Da una lettura più attenta si evince che i componenti di entrambi gli indicatori che alimentano il PCE (ovvero la misura di inflazione preferita dalla FED) erano in realtà un po' più elevati quindi la lettura ha rafforzato la visione del mercato secondo cui la Fed manterrà i tassi invariati la prossima settimana e ha condiviso il commento secondo cui il prossimo taglio dei tassi non avverrà probabilmente prima della seconda metà del 2025, data l’incertezza e la volatilità economica.

Inoltre il Tesoro ha riferito che il deficit di bilancio degli Stati Uniti per i primi cinque mesi dell'anno fiscale 2025 ha raggiunto un record di $ 1.15 trilioni su cui gli investitori iniziano a interrogarsi su possibili ripercussioni a lungo termine. 

Il 2025 si sta rivelando un anno complesso, ma i mercati hanno affrontato situazioni simili in passato.

Il nuovo mandato di Donald Trump è infatti iniziato sotto il segno di una politica economica che potrebbe sembrare un ritorno al passato rispetto al suo precedente mandato con ancora una volta, le tariffe al centro della scena.

Proprio come nel suo primo mandato, le tariffe imposte su una vasta gamma di prodotti sono il cuore della strategia economica, affiancate da un programma di licenziamenti di efficientamento nel settore pubblico con l’obiettivo dichiarato da Trump che è quello ridurre il deficit fiscale e il debito pubblico degli Stati Uniti, un messaggio che manca da anni e che, in molti, speravano di rivedere.
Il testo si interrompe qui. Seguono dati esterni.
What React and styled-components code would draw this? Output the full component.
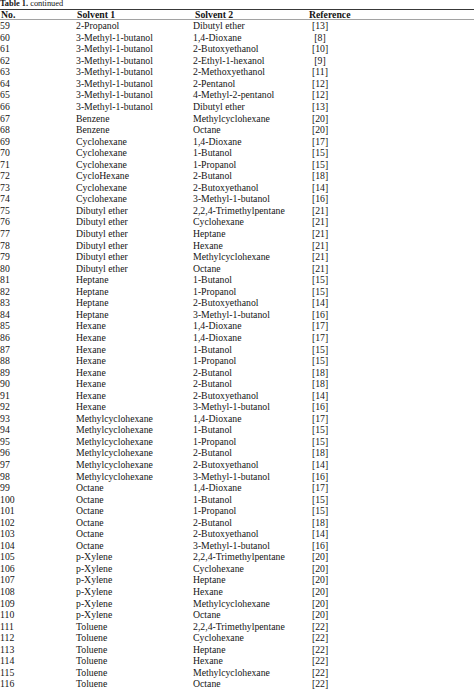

Ma Partiamo da uno sguardo al passato.
Durante il suo precedente mandato presidenziale (2017-2021), Trump ha implementato diverse manovre tariffarie, principalmente come parte della sua politica commerciale "America First", con l’obiettivo di proteggere l’industria americana dalla concorrenza estera.
Le principali manovre tariffarie sono state le Tariffe su acciaio e alluminio del 2018, la Guerra commerciale con la Cina nel 2018-2020, le Tariffe sulle automobili nel 2019 e l’uscita dall'accordo di partenariato transpacifico.

Ma al di là degli interventi sulle tariffe le analogie tra il 2018 e il 2025 si trovano principalmente nelle valutazioni del mercato americano.

Nel 2018, infatti, il multiplo PE (prezzo utili) dell’S&P 500 si trovava a 19 sui massimi almeno degli ultimi 10 anni, un segnale di un mercato che sembrava riflettere una fiducia incrollabile nelle prospettive economiche.

Tuttavia, l'incertezza politica generata dalla politica commerciale di Trump e le sue manovre tariffarie hanno contribuito a creare una volatilità significativa, portando a forti oscillazioni sui mercati anche del + o – 20% arrivando a portare le valutazioni al livello di 14 volte gli utili, ovvero la sua media valutativa di lungo periodo. 

Allo stesso modo, anche a fine 2024 le valutazioni si trovano sui massimi degli ultimi 10 anni con il rapporto PE al di sopra delle 22 volte. Nonostante una situazione globale che presenta alcune differenze, il contesto di incertezze politiche ed economiche, unite a valutazioni ancora alte, sta alimentando dinamiche simili di fluttuazione e instabilità già viste nel 2018.
Non pensiamo e non abbiamo gli elementi per dire se il 2025 sarà come il 2018, ma la storia è sempre una risorsa preziosa, ed il comportamento dei mercati sempre molto simile in quanto guidato dalle emozioni umane.
Quello che ci insegna la storia è che l'incertezza non piace ai mercati, e questo assunto è ancora più vero soprattutto quando le valutazioni sono elevate.
Più le valutazioni salgono più si scontano scenari ottimisti fino ad arrivare al punto di attendersi uno scenario pressoché perfetto che non lascia spazio al minimo margine di errore.
È così che appena queste aspettative vengono disattese o semplicemente quando subentra incertezza le valutazioni si riportano verso la loro media ed i mercati correggono.

La storia non è mai uguale ma tende a far rima e quindi la ricetta per affrontare questo periodo di turbolenza risiede in pazienza e razionalità, ovvero le due virtù principali dell’investitore intelligente.

Se da un lato le valutazioni elevate e le tensioni geopolitiche impongono prudenza, dall'altro gli investitori di lungo periodo sanno che la volatilità fa parte del gioco.

Dal 1927, il mercato ha subito correzioni del 5% tra le 3 e 4 volte l’anno e drawdown del 10% ogni anno.

I mercati ribassisti, definiti da cali superiori al 20%, si verificano statisticamente ogni 3 anni e mezzo, tuttavia, nel lungo termine, l'azionario ha offerto un rendimento medio annuo dell'11%, sottolineando l'importanza di una visione di lungo periodo e di razionalità.